Optimization of VOSO4@C cathode materials with CNT and GO for lithium-ion batteries

Abstract

VOSO 4 is a promising cathode material for lithium-ion batteries owing to its polyanionic structure and the polyvalency of vanadium. In this study, carbon nanotubes (CNTs) and graphene oxide (GO) were adopted for modifying the microstructure and improving the overall performance of VOSO 4 . Before the chemical synthesis of VOSO 4 , the CNTs were firstly combined with precursor and CNT-VOSO 4 @C was formed via a one-step chemical synthesis. The results showed that CNTs could improve the charge–discharge performance of the VOSO 4 @C. The initial discharge specific capacity of CNT-VOSO 4 @C was up to 151.6 mAh·g −1 at 0.05 C, and even at 1 C the capacity could reach 66.06 mAh·g −1 . The discharge–capacity retention rate is 100% after a long circulation. Secondly, CNTs and GO were composited with the synthesized VOSO 4 @C and the obtained composites VOSO 4 @C-CNT and VOSO 4 @C-GO exhibited good electrochemical properties with initial discharge specific capacities of 135.7 and 141.8 mAh·g −1 at 0.05 C, respectively. This may be attributed to the high specific surface areas and conductivities of CNTs and GO. When grinding the composites, CNTs and GO are uniformly distributed among the particles, forming bridges between the particles, that can increase the electrical conductivity between the particles and reduce the volume expansion of electrode materials. CNT-VOSO 4 @C exhibits the best modification effect.
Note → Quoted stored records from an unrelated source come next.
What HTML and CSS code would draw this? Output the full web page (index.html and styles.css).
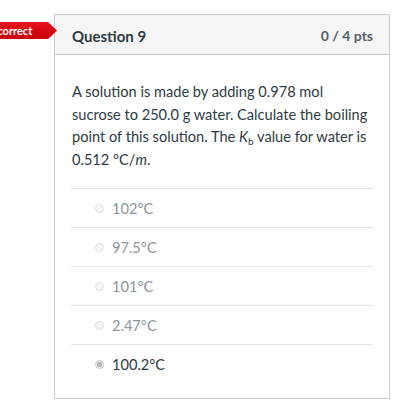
FILE: index.html
```html
<!DOCTYPE html>
<html>
<head>
<meta charset="utf-8">
<link rel="stylesheet" href="styles.css">
</head>
<body>
<div class="page">
  <div class="banner">Incorrect</div>
  <div class="card">
    <div class="header">
      <span class="title">Question 9</span>
      <span class="pts">0 / 4 pts</span>
    </div>
    <div class="body">
      <p class="question">A solution is made by adding 0.978 mol sucrose to 250.0 g water. Calculate the boiling point of this solution. The <i>K</i><sub>b</sub> value for water is 0.512 °C/<i>m</i>.</p>
      <div class="answers">
        <div class="answer"><span class="radio"></span><span class="label">102°C</span></div>
        <div class="answer"><span class="radio"></span><span class="label">97.5°C</span></div>
        <div class="answer"><span class="radio"></span><span class="label">101°C</span></div>
        <div class="answer"><span class="radio"></span><span class="label">2.47°C</span></div>
        <div class="answer selected"><span class="radio"></span><span class="label">100.2°C</span></div>
      </div>
    </div>
  </div>
</div>
</body>
</html>
```
FILE: styles.css
```css
html, body {
  margin: 0;
  padding: 0;
  background: #fff;
}
body {
  font-family: Lato, "Open Sans", sans-serif;
  color: #2d3b45;
  width: 416px;
  height: 409px;
  overflow: hidden;
}
.page {
  position: relative;
  padding: 14px 0 0 54px;
}
.banner {
  position: absolute;
  left: -12px;
  top: 22px;
  height: 17px;
  width: 69px;
  box-sizing: border-box;
  background: linear-gradient(#e8121c, #c8000a);
  color: #fff;
  font-size: 11px;
  font-weight: bold;
  line-height: 17px;
  clip-path: polygon(0 0, 60px 0, 69px 50%, 60px 100%, 0 100%);
}
.card {
  width: 336px;
  box-sizing: border-box;
  border: 1px solid #c7cdd1;
}
.header {
  height: 40px;
  box-sizing: border-box;
  background: #f5f5f5;
  border-bottom: 1px solid #c7cdd1;
  display: flex;
  align-items: center;
  justify-content: space-between;
  padding: 2px 16px 0 17px;
}
.title {
  font-size: 15px;
  font-weight: bold;
  color: #2d3b45;
}
.pts {
  font-size: 14px;
  font-weight: bold;
  color: #555f66;
}
.body {
  padding: 26px 16px 15px 16px;
}
.question {
  margin: 0 -2px 16px 1px;
  font-size: 14.6px;
  line-height: 22.7px;
}
.question sub {
  font-size: 10px;
  line-height: 0;
  vertical-align: -3px;
}
.answer {
  height: 39px;
  box-sizing: border-box;
  border-top: 1px solid #e2e5e7;
  display: flex;
  align-items: center;
  padding: 1px 0 0 24px;
  font-size: 14.6px;
  color: #8b969e;
}
.answer.selected {
  color: #2d3b45;
}
.radio {
  width: 9px;
  height: 9px;
  box-sizing: border-box;
  border-radius: 50%;
  border: 1px solid #dcdcdc;
  background: #f7f7f7;
  margin-right: 8px;
}
.answer.selected .radio {
  border-color: #c4c4c4;
  background: radial-gradient(circle, #b8b8b8 0 2.5px, #f3f3f3 3px);
}
```
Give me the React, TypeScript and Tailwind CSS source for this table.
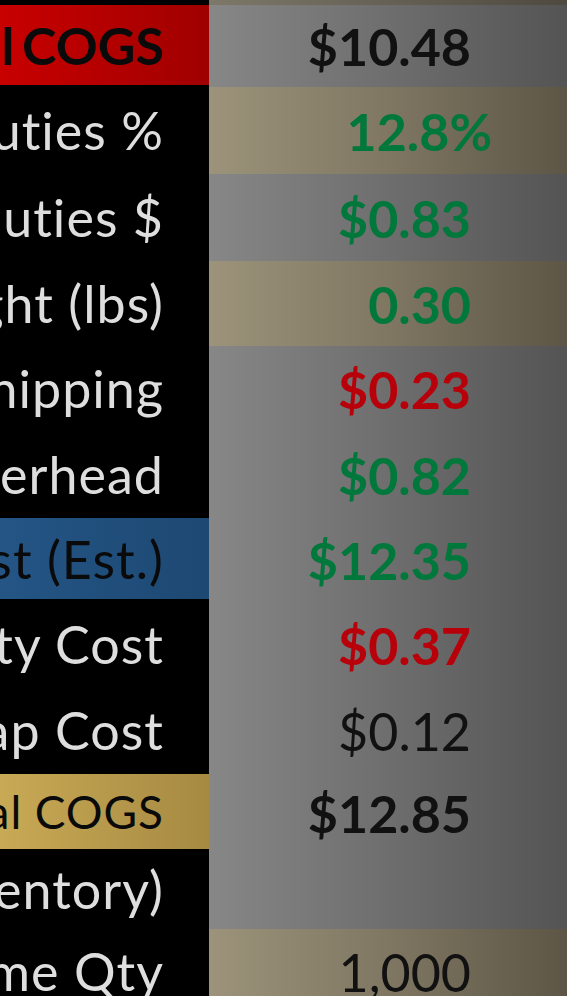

This study proposes a feasible approach for applying VOSO 4 in lithium-ion batteries, particularly under weak currents. • CNT and GO act as bridges between the VOSO 4 @C particles. • CNT-VOSO 4 @C has the best initial discharge capacity and capacity retention rate. • This work provides a feasible approach for applying VOSO 4 in lithium-ion battery, especially at weak currents.